Restaurant Elliniko is not far from the White Tower. If you are thinking of eating here, do the walk in the opposite direction and end up here in the evening. You will love it. Try the local seafood dishes.
Restaurant Peinirládiko “To Rolói” is a great lunch stop during your walk. Penirli literally translates to cheese pockets, and somewhat like a pizza, are delicious. It’s quick, cheap, and yummy!
Where to Stay
If you do get the chance to spend more than one day in this gorgeous city, you can check out the prices on hotels here, and we’ve listed a few that we can recommend.
Makedonia Palace is your luxury choice. Located right on the waterfront, it has a gorgeous pool and delicious breakfast.

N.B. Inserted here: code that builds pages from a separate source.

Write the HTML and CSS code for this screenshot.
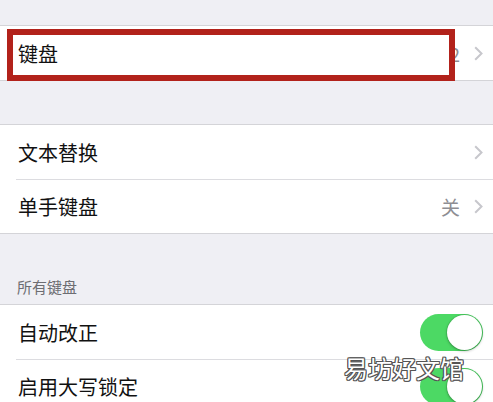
FILE: index.html
```html
<!DOCTYPE html>
<html lang="zh-CN">
<head>
    <meta charset="UTF-8">
    <meta name="viewport" content="width=device-width, initial-scale=1.0">
    <title>键盘</title>
    <link rel="stylesheet" href="styles.css">
</head>
<body>
    <!-- Keyboards -->
    <div class="group group-first">
        <div class="row">
            <span class="label">键盘</span>
            <span class="value">2</span>
            <svg class="chevron" width="9" height="15" viewBox="0 0 9 15"><path d="M1.2 1.2 L7.5 7.5 L1.2 13.8" fill="none" stroke="#c7c7cc" stroke-width="2"/></svg>
            <div class="highlight"></div>
        </div>
    </div>

    <!-- Text replacement / one-handed -->
    <div class="group">
        <div class="row">
            <span class="label">文本替换</span>
            <svg class="chevron" width="9" height="15" viewBox="0 0 9 15"><path d="M1.2 1.2 L7.5 7.5 L1.2 13.8" fill="none" stroke="#c7c7cc" stroke-width="2"/></svg>
        </div>
        <div class="row">
            <span class="label">单手键盘</span>
            <span class="value">关</span>
            <svg class="chevron" width="9" height="15" viewBox="0 0 9 15"><path d="M1.2 1.2 L7.5 7.5 L1.2 13.8" fill="none" stroke="#c7c7cc" stroke-width="2"/></svg>
        </div>
    </div>

    <div class="section-header">所有键盘</div>

    <!-- All keyboards -->
    <div class="group">
        <div class="row">
            <span class="label">自动改正</span>
            <div class="toggle on"><div class="knob"></div></div>
        </div>
        <div class="row">
            <span class="label">启用大写锁定</span>
            <div class="toggle on"><div class="knob"></div></div>
        </div>
    </div>

    <div class="watermark">易坊好文馆</div>
</body>
</html>
```

FILE: styles.css
```css
html, body {
    height: 402px;
    overflow: hidden;
}
body {
    margin: 0;
    position: relative;
    font-family: "Noto Sans CJK SC", "Noto Sans", sans-serif;
    background-color: #efeff4;
    color: #111;
}
.group {
    background: white;
    border-top: 1px solid #d4d4d8;
    border-bottom: 1px solid #d4d4d8;
}
.group-first {
    margin-top: 25px;
    margin-bottom: 43px;
}
.row {
    position: relative;
    display: flex;
    align-items: center;
    height: 54px;
    padding: 0 10px 0 18px;
    box-sizing: border-box;
}
.row + .row::before {
    content: "";
    position: absolute;
    top: 0;
    left: 16px;
    right: 0;
    border-top: 1px solid #dcdce0;
}
.label {
    flex: 1;
    font-size: 20px;
}
.value {
    font-size: 19px;
    color: #8e8e93;
    margin-right: 14px;
}
.chevron {
    display: block;
}
.section-header {
    height: 70px;
    display: flex;
    align-items: flex-end;
    padding: 0 0 7px 17px;
    box-sizing: border-box;
    font-size: 15px;
    line-height: 20px;
    color: #6d6d72;
}
.toggle {
    position: relative;
    width: 63px;
    height: 37px;
    border-radius: 19px;
    background-color: #4cd964;
}
.knob {
    position: absolute;
    top: 1px;
    right: 1px;
    width: 35px;
    height: 35px;
    border-radius: 50%;
    background: white;
    box-shadow: 0 0 0 1px rgba(0,0,0,0.08), 0 1px 3px rgba(0,0,0,0.3);
}
.highlight {
    position: absolute;
    top: 3px;
    left: 7px;
    width: 448px;
    height: 52px;
    border: 6px solid #b2221b;
    box-sizing: border-box;
}
.watermark {
    position: absolute;
    left: 344px;
    top: 351px;
    font-size: 24px;
    line-height: 34px;
    color: white;
    text-shadow: 1px 0 #555, -1px 0 #555, 0 1px #555, 0 -1px #555,
                 1px 1px #555, -1px -1px #555, 1px -1px #555, -1px 1px #555;
}
```
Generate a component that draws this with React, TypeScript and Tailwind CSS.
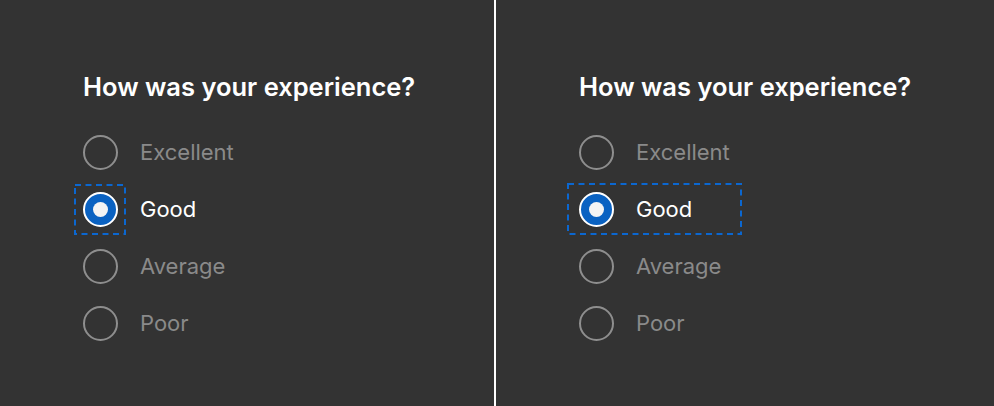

Blue Bottle Boutique Hotel, near Aristotelus Square is a quirky, cute smaller hotel with fantastic service as a perfect mid-range option. A great breakfast and bike rental make it easy and fun to get around the city.
Orestias Kastorias is simple but super clean and friendly. It’s probably the best budget-friendly hotel in the city, and it’s located not too far from the city center.
Getting to Thessaloniki
Getting to Thessaloniki is pretty easy. We arrived once by car, and once by train, but we also know that the airport hosts some budget airlines as well. Thessaloniki is great to add to any Greece road trip, like we did.
The Thessaloniki airport has many of the budget airlines linking it to many European cities. To get to the city center, just the transit bus to the Central Railway Station, about a 45 minute ride.
Athens to Thessaloniki
By Car – About a 5 and a half hour or six hour drive, a huge highway connects Athens to Thessaloniki so it’s quite easy to navigate. We’ve done this and highly recommend it.
By Train – Thessaloniki has a pretty large train station. We arrived there from Sofia, Bulgaria, but you can also get there from Athens in about the same amount of time it takes to drive. If you don’t need a car once you get there, it’s a great option.
Thessaloniki is a fantastic destination. There are plenty of things to do and see, and you are going to love the food and the laid back vibe. We highly recommend you stay at least one day, maybe two!